Frequently Asked Questions

What is a Side Hustle Expenses Log used for? It’s used to record and organize every cost connected to a side business so you can track spending, measure profit, and prepare clean figures for tax time. It keeps business purchases separate from personal ones and turns scattered receipts into an orderly summary you can review at a glance.

Is this expense log template free to download? Yes. The Side Hustle Expenses Log is completely free to download here in both PDF and DOCX formats, with no signup or payment required. You can print it for handwritten tracking or open the DOCX to customize categories before you start.

How do I fill it out? Add your business name and the period at the top, then record each expense on its own row with the date, a clear description, a category, the amount, and the payment method. Flag whether you saved the receipt, add a note if helpful, and total the amount column at the end of the period.

Does an expense log replace keeping receipts? No. The log organizes and summarizes your spending, but you should still keep the underlying receipts or invoices as proof of each purchase. Many people note on the log whether a receipt was saved and store the actual receipts in a matching folder.

Can I use it for tax deductions? A well-kept log makes it much easier to identify potentially deductible business expenses and to total them by category. However, what is actually deductible depends on your local tax rules, so use the log to organize your numbers and confirm eligibility with a tax professional.

Can I customize the categories? Absolutely.

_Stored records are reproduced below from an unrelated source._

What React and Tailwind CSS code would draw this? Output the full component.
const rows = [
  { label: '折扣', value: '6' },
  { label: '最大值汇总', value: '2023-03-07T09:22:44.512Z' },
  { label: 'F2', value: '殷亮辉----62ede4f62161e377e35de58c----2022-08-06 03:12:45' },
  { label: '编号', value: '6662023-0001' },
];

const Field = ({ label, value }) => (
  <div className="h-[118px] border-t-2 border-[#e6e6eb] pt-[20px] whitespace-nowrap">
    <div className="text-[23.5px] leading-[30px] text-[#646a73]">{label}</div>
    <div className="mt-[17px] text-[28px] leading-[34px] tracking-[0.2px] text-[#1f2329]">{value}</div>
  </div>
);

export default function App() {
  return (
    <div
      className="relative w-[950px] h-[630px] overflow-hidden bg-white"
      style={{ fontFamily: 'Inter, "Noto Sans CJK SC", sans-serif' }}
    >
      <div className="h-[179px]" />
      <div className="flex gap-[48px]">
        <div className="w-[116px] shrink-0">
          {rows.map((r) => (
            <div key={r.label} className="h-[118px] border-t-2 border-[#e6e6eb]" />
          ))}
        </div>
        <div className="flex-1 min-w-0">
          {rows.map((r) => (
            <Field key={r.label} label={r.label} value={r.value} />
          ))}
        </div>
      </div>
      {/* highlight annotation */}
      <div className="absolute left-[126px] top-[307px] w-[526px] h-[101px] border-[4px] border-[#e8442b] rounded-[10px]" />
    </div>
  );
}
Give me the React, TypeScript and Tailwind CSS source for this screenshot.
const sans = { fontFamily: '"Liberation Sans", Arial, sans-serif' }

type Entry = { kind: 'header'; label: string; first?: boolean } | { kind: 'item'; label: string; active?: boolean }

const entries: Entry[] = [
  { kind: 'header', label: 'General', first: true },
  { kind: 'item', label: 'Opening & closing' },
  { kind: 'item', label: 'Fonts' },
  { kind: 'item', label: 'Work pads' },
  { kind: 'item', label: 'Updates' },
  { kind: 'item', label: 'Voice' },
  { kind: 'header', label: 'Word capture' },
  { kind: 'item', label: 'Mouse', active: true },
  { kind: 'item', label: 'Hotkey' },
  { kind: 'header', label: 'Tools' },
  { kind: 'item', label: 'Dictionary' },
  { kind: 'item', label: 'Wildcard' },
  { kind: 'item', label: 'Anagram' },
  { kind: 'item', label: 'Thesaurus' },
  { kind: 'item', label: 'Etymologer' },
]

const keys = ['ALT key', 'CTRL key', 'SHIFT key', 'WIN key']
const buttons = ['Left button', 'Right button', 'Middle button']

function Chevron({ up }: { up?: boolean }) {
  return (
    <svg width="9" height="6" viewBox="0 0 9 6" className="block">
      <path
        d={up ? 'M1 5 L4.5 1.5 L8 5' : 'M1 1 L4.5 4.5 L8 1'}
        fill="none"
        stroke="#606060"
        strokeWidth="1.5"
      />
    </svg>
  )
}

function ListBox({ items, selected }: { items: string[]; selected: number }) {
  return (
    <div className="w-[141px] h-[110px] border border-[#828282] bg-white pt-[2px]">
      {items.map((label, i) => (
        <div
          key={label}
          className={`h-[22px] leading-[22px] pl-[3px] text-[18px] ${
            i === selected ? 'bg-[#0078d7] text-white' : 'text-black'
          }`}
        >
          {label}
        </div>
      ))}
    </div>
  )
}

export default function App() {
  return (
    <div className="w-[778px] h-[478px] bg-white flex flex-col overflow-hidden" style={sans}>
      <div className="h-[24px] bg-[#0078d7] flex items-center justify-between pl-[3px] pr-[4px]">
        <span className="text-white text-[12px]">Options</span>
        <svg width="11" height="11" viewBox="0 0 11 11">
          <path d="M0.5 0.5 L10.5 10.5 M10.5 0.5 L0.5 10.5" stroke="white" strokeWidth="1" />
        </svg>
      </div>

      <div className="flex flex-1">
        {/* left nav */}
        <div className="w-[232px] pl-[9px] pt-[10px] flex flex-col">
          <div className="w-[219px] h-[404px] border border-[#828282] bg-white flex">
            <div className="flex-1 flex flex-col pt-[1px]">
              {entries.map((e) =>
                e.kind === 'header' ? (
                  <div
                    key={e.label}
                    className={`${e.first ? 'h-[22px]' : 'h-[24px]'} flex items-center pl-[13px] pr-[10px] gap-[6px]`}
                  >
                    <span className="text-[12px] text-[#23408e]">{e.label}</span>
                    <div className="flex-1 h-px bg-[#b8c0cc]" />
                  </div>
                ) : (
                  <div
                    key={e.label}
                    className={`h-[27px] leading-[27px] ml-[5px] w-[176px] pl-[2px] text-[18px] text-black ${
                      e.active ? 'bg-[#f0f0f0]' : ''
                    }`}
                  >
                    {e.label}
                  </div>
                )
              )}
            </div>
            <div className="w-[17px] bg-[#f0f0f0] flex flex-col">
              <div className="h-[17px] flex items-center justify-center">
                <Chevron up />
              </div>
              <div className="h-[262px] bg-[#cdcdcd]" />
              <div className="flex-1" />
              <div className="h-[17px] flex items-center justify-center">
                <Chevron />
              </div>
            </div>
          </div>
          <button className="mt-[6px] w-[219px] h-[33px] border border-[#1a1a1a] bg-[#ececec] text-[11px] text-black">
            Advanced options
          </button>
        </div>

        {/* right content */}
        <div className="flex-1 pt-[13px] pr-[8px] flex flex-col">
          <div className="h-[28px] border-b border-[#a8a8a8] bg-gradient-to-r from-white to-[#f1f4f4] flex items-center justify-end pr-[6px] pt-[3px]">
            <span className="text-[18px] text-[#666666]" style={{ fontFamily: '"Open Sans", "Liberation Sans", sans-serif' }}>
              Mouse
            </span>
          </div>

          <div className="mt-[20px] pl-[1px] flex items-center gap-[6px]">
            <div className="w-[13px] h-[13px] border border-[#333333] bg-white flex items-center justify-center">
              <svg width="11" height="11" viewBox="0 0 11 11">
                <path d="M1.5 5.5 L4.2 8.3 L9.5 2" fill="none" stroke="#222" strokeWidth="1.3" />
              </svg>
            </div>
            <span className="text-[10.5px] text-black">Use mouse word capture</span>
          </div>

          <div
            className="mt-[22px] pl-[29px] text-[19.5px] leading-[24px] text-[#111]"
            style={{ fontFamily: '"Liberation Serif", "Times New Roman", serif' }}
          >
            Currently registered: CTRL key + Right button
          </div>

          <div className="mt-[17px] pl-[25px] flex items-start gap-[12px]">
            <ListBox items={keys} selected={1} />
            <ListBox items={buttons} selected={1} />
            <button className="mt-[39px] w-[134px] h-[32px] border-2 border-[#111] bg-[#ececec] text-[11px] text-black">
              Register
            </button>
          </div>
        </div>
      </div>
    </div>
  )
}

The DOCX version lets you rename or add categories to match your specific side hustle, whether that’s reselling, freelancing, driving, or crafting. Keeping consistent category names from month to month is what makes your totals genuinely useful.

This template is a general example provided for informational purposes only and is not legal, financial, or tax advice. Tax rules and record-keeping requirements vary by jurisdiction and by individual circumstances — consult a qualified accountant or tax professional before relying on it for any filing.